Ciertamente, no podemos suponer que la pandemia no significaría algún tipo de agravamiento sanitario, pero se trata de ser claros respecto a tres grandes cuestiones. En primer lugar, falló la antelación a un escenario pandémico. La fortaleza de un sistema sanitario consiste también en su preparación para las catástrofes y emergencias. Una pandemia no es una invasión alienígena; es un escenario incierto pero previsible, y como tal fue advertido por nada menos que la OMS ya en 2015, de manera pública. En segundo lugar, una cosa es relegar las consultas por cuestiones menores y otra es pasar por alto la atención de las insuficiencias renales, cardíacas, y demás, por meses. Por último, se trata de transparentar estos y otros errores para aprender de ellos. Más allá de responsabilidades en la dirección de la política sanitaria, se trata de poder enriquecernos de la experiencia, aunque sea doloroso.
Es indiscutible que ciertas medidas de interdicción y hasta de aislamiento son necesarias en una pandemia, pero mantener por un año a personas mayores encerradas en un departamento o un geriátrico afecta su salud motriz, emocional, e inmunológica de manera demasiado costosa. Así como la falta de ingresos en amplios sectores sociales vulnerables agrava uno de los mayores factores de enfermedad: la pobreza.
No decimos que hubo o haya una solución fácil a situaciones dilemáticas más que problemáticas, que requieren de tomar decisiones operativas. De inicio hemos señalado que una pandemia es un fenómeno sumamente complejo que abarca dimensiones sociales y económicas, no sólo epidemiológicas, y que también afectan a la salud de las personas, y que como tal requiere de un “tablero de comando” que concentre decisiones maestras a partir de un amplio concurso de especialistas.
Hoy, se trata de reconocer las falencias (así como las fortalezas), para mejorar tanto la atención a la continuidad de la pandemia (que entró en otra fase, aproximándose a la endemia, pero no terminó) así como a los múltiples efectos primarios y secundarios acumulados de estos dos últimos años.
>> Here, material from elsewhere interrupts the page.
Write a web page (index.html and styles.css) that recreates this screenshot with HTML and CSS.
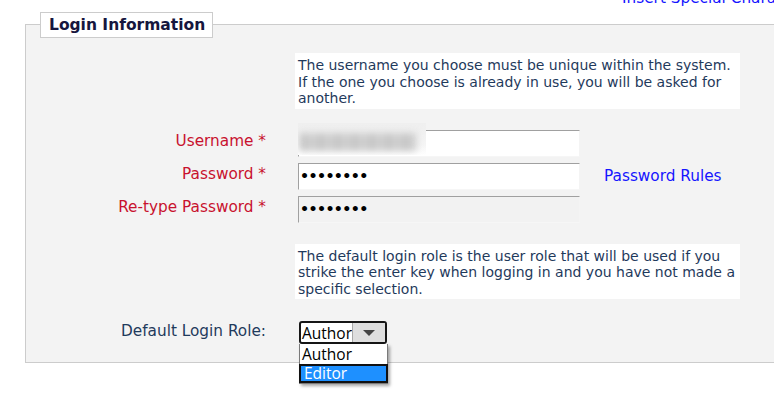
FILE: index.html
```html
<!DOCTYPE html>
<html lang="en">
<head>
<meta charset="utf-8">
<title>Login Information</title>
<link rel="stylesheet" href="styles.css">
</head>
<body>
<div class="topbar"><a class="toplink" href="#">Insert Special Characters</a></div>
<section class="login" aria-labelledby="login-title">
  <h2 class="legend" id="login-title">Login Information</h2>

  <div class="row row-info1">
    <div class="label"></div>
    <div class="info">The username you choose must be unique within the system. If the one you choose is already in use, you will be asked for another.</div>
  </div>

  <div class="row row-user">
    <div class="label req">Username <span class="star">*</span></div>
    <div class="field smudged">
      <input class="input" type="text" value="" aria-label="Username">
      <div class="smudge"><span class="ink"></span></div>
    </div>
  </div>

  <div class="row row-pass">
    <div class="label req">Password <span class="star">*</span></div>
    <div class="field"><input class="input pw" type="password" value="abcdefgh" aria-label="Password"></div>
    <a class="aside" href="#">Password Rules</a>
  </div>

  <div class="row row-pass">
    <div class="label req">Re-type Password <span class="star">*</span></div>
    <div class="field"><input class="input pw readonly" type="password" value="abcdefgh" readonly aria-label="Re-type Password"></div>
  </div>

  <div class="row row-info2">
    <div class="label"></div>
    <div class="info">The default login role is the user role that will be used if you strike the enter key when logging in and you have not made a specific selection.</div>
  </div>

  <div class="row row-role">
    <div class="label role">Default Login Role:</div>
    <div class="field">
      <div class="selectwrap">
        <div class="select">
          <span class="select-value">Author</span>
          <span class="select-btn"><svg width="12" height="6" viewBox="0 0 12 6"><path d="M0 0h12L6 6z" fill="#444"/></svg></span>
        </div>
        <ul class="listbox">
          <li class="opt">Author</li>
          <li class="opt selected">Editor</li>
        </ul>
      </div>
    </div>
  </div>
</section>
<div class="pagefoot"></div>
</body>
</html>
```
FILE: styles.css
```css
html {
  overflow: hidden;
  background: #ffffff;
}
body {
  margin: 0;
  padding: 0;
  font-family: "DejaVu Sans", Verdana, sans-serif;
  font-size: 14px;
  color: #1f3a5c;
}
.topbar {
  height: 16px;
  margin-top: -10px;
  padding-left: 622px;
  white-space: nowrap;
  line-height: 16px;
}
.toplink {
  color: #1515ff;
  text-decoration: none;
  font-size: 15.3px;
}
.login {
  margin: 18px 0 0 25px;
  width: 800px;
  padding: 0 0 18px 0;
  border: 1px solid #cccccc;
  background: #f3f3f3;
  box-sizing: border-box;
}
.pagefoot {
  height: 40px;
}
.legend {
  width: fit-content;
  margin: -13px 0 0 14px;
  padding: 1px 7px 0 8px;
  border: 1px solid #cccccc;
  background: #ffffff;
  font-weight: bold;
  font-size: 15.5px;
  line-height: 23px;
  color: #16163e;
}
.row {
  display: flex;
  align-items: flex-start;
}
.row-info1 { margin-top: 15px; }
.row-user { margin-top: 21px; }
.row-pass { margin-top: 6px; }
.row-info2 { margin-top: 21px; }
.row-role { margin-top: 22px; }
.label {
  width: 240px;
  flex: none;
  margin-right: 32px;
  text-align: right;
  font-size: 15.3px;
  line-height: 20px;
  padding-top: 1px;
}
.label.req { color: #c8112e; }
.label.role { padding-top: 0; color: #1f3a5c; }
.info {
  margin-left: -3px;
  width: 445px;
  box-sizing: border-box;
  padding: 4px 3px 2px 3px;
  background: #ffffff;
  line-height: 16.5px;
  font-size: 14px;
  color: #1f3a5c;
}
.field {
  width: 282px;
  flex: none;
}
.smudged { position: relative; }
.input {
  display: block;
  width: 282px;
  height: 27px;
  box-sizing: border-box;
  margin: 0;
  padding: 0 0 0 1px;
  border: 1px solid;
  border-color: #a0a0a0 #f4f4f4 #f6f6f6 #a0a0a0;
  background: #ffffff;
  font-family: "DejaVu Sans", sans-serif;
  font-size: 14.2px;
  color: #000000;
  outline: none;
}
.pw {
  font-weight: bold;
  letter-spacing: -0.6px;
}
.readonly { background: #f2f2f2; }
.smudge {
  position: absolute;
  left: 0;
  top: -7px;
  width: 128px;
  height: 32px;
  background: linear-gradient(to bottom, #efefef 0, #f0f0f0 7px, #f5f5f5 22px, #ffffff 32px);
  overflow: hidden;
}
.ink {
  position: absolute;
  left: 2px;
  top: 10px;
  width: 116px;
  height: 18px;
  background: repeating-linear-gradient(90deg, #c2c2c2 0 7px, #d8d8d8 7px 10px, #c8c8c8 10px 15px, #e0e0e0 15px 17px);
  filter: blur(3.5px);
}
.aside {
  margin-left: 24px;
  font-size: 15.3px;
  line-height: 20px;
  padding-top: 3px;
  color: #1515ff;
  text-decoration: none;
}
.selectwrap {
  position: relative;
  margin-left: 1px;
  width: 88px;
}
.select {
  display: flex;
  height: 23px;
  box-sizing: border-box;
  border: 2px solid #161616;
  border-radius: 3px;
  background: #ffffff;
  overflow: hidden;
  font-family: "Open Sans", "Liberation Sans", sans-serif;
  font-size: 15.5px;
  line-height: 21px;
  color: #000000;
}
.select-value {
  flex: 1;
  padding-left: 1px;
}
.select-btn {
  width: 32px;
  flex: none;
  display: flex;
  align-items: center;
  justify-content: center;
  background: #dedede;
  border-left: 1px solid #a8a8a8;
}
.listbox {
  position: absolute;
  z-index: 2;
  left: 0;
  top: 23px;
  width: 89px;
  margin: 0;
  padding: 0;
  list-style: none;
  box-sizing: border-box;
  background: #ffffff;
  border: 1px solid #7a7a7a;
  border-top: none;
  box-shadow: 2px 2px 3px rgba(0, 0, 0, 0.35);
  font-family: "Open Sans", "Liberation Sans", sans-serif;
  font-size: 15.5px;
  color: #000000;
}
.opt {
  height: 20px;
  line-height: 21px;
  padding-left: 2px;
}
.opt.selected {
  height: 19px;
  line-height: 15px;
  box-sizing: border-box;
  margin-left: -1px;
  margin-right: -1px;
  padding-left: 3px;
  border: 2px solid #111111;
  background: #1e90ff;
  color: #ffffff;
}
```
También es fundamental aprovechar la experiencia frente a eventuales situaciones semejantes, como una pandemia de alcance similar, a otras endemias o amenazas crónicas como el Dengue o el Chagas, por ejemplo. Y todo esto realizarlo sin omitir una labor indispensable para la elaboración de una estrategia operativa, como es la que debería llevar adelante una Agencia de Registro Contable (hasta hoy inexistente).
Se impone un replanteo sanitario, oportuno y necesario ante riesgos vigentes que exige una racionalidad responsable. A la realidad no se la enfrenta con relatos ni versiones sino con propuestas innovadoras a partir de comprender (y no simplemente conocer) la complejidad para contener el miedo al futuro y potenciar energías trasformadoras.
Ello precisa de un acuerdo sanitario para construir un nuevo modelo social basado en un “nodo” sustancial: la dignidad humana donde el Estado asuma su rol de garante de un Proyecto Nacional con la responsabilidad y el compromiso que esa tarea conlleva.